5. Self-timed blown air heater.
Set the diesel heater to come on for a few hours.
Some of the more modern models of diesel heaters, such as Webasto or Eberspächer, have a function where they will fire up and run for a set time to a set temperature, warming the interior and preventing condensation.
These smart functions can all be operated and managed remotely, provided you have a good wifi link.

Some diesel heaters can be operated remotely. Photo: Katy Stickland.
Preventing damp afloat
If the boat remains afloat at a marina berth, then access to mains power should mean that ventilation, heat or dehumidification can be used as usual.
Things get a bit trickier, however, when on a remote mooring or where no shore power is available.
In this situation, keeping the boat dry will require stopping all leaks, maintaining an empty bilge, ventilating well and using passive desiccation units.

Passive dessicators such as this Starbrite unit will help to keep lockers dry. They usually need regular replacement, but can absorb a lot of moisture to prevent damp. Photo: Force 4 Chandlery
These consist of plastic pots filled with a moisture-absorbing material. They work as intended but need regular replacement, especially in moisture-laden air.
However, located strategically inside lockers and other hard-to-access areas, such as around the engine, they should help to absorb a lot of otherwise potentially damaging moisture.
Positive Input Ventilation

Paul Fay uses slow revving, low draw DC fans to push air continuously through his 40ft steel boat. Photo: Paul Fay.
A good example of a well-ventilated all-season boat is described by Paul Fay.
He has adapted the concept of positive input ventilation (PIV) for his steel 40ft schooner ti-gitu.
PIV is usually used for buildings, and the idea is to have a slightly higher air pressure inside by running a large, slow-revving fan in the attic.
This creates slightly higher pressure within the rooms and forces all the moist air out through the various vents and gaps in the structure.
Professional yacht painters use the same technique in the paint tents they erect over a refit project.
The PIV system keeps dust, pollen, and other particulates away from the paint surface and stops dust from being blown in when the access flap is opened.
Paul fitted three slow-revving 12v computer-type fans into his boat, an 80mm fan at the bow, another at the stern, and a 120mm fan amidships, all for a total of 1a power consumption, which is less than a dehumidifier.
Paul feels that this system, which has proved hugely effective, could easily be set up to run from a battery topped up with solar power or from a wind turbine.
Read his detailed account about condensation.
Coming soon: ‘black mast’ aircon from Foundation Zero

The top of the Project Zero mast is fitted with rainproof vents which are connected to the internal ducting. Photo:
Here’s an idea from Foundation Zero that will keep a boat well-ventilated in both winter and summer: paint the mast black and insert a ventilation duct inside which has an input in the cabin, and an outlet at the masthead.
As the mast heats up in the sun, it causes the air inside to rise. Colder air is drawn into the boat to replace the air being pulled up the mast.

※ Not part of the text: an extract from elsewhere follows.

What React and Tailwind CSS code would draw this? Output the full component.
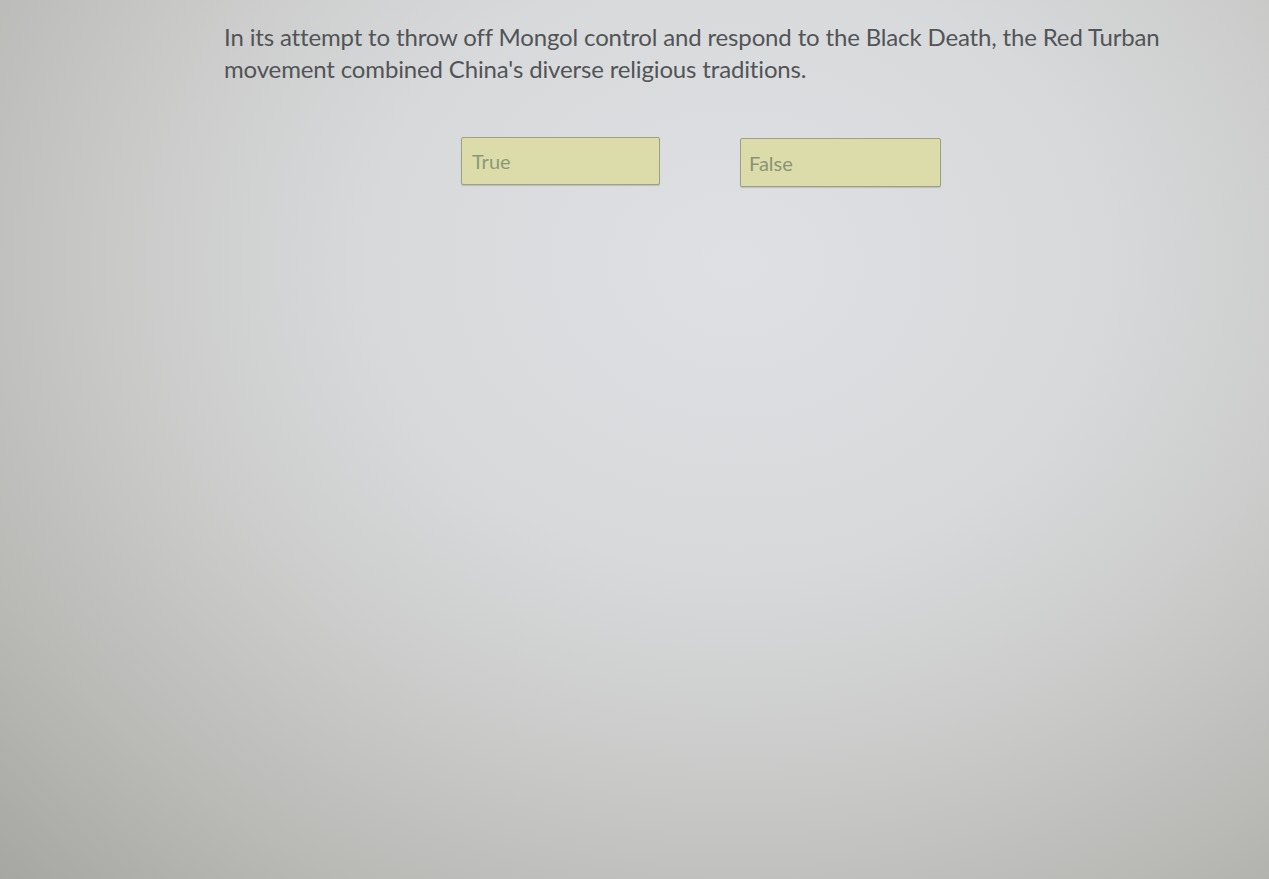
export default function App() {
  return (
    <div className="h-[879px] w-[1269px] overflow-hidden bg-[radial-gradient(ellipse_at_58%_30%,#dfe0e3_0%,#d8d9db_35%,#c9cac8_60%,#b9b9b6_80%,#a6a6a2_100%)] font-['Lato',sans-serif]">
      <div className="pl-[224px] pt-[21px]">
        <p className="w-[960px] text-[24px] leading-[32px] tracking-[-0.15px] text-[#515557]">
          In its attempt to throw off Mongol control and respond to the Black Death, the Red Turban
          movement combined China's diverse religious traditions.
        </p>
        <div className="mt-[52px] flex gap-[80px] pl-[237px]">
          <div className="flex h-[48px] w-[199px] items-center rounded-[2px] border border-[#9ea285] bg-[#dcdcaa] px-[10px] text-[20px] text-[#8c9a74] shadow-[0_1px_1px_rgba(0,0,0,0.15)]">
            True
          </div>
          <div className="mt-[1px] flex h-[49px] w-[201px] items-center rounded-[2px] border border-[#9ea285] bg-[#dcdcaa] px-[8px] text-[20px] text-[#8c9278] shadow-[0_1px_1px_rgba(0,0,0,0.15)]">
            False
          </div>
        </div>
      </div>
    </div>
  );
}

As the black mast heats up in the sun, the air inside rises, pulling fresh air in through the boat’s ventilators.
The idea has been developed by Foundation Zero, a not-for-profit organisation seeking to produce a sailing superyacht that uses minimum energy without compromising creature comfort.
The two tall masts have been built by composite specialists carbo-link and feature an internal duct system with no fans or moving parts.
The designers reckon that the 70m tall mainmast could generate between 5kw-10kw of air movement, depending on the weather.
Considering the average domestic fan requires 1kw-1.5kw of energy, the cooling effect of the black mast is equivalent to as many as 10 household fans. www.foundationzero.org.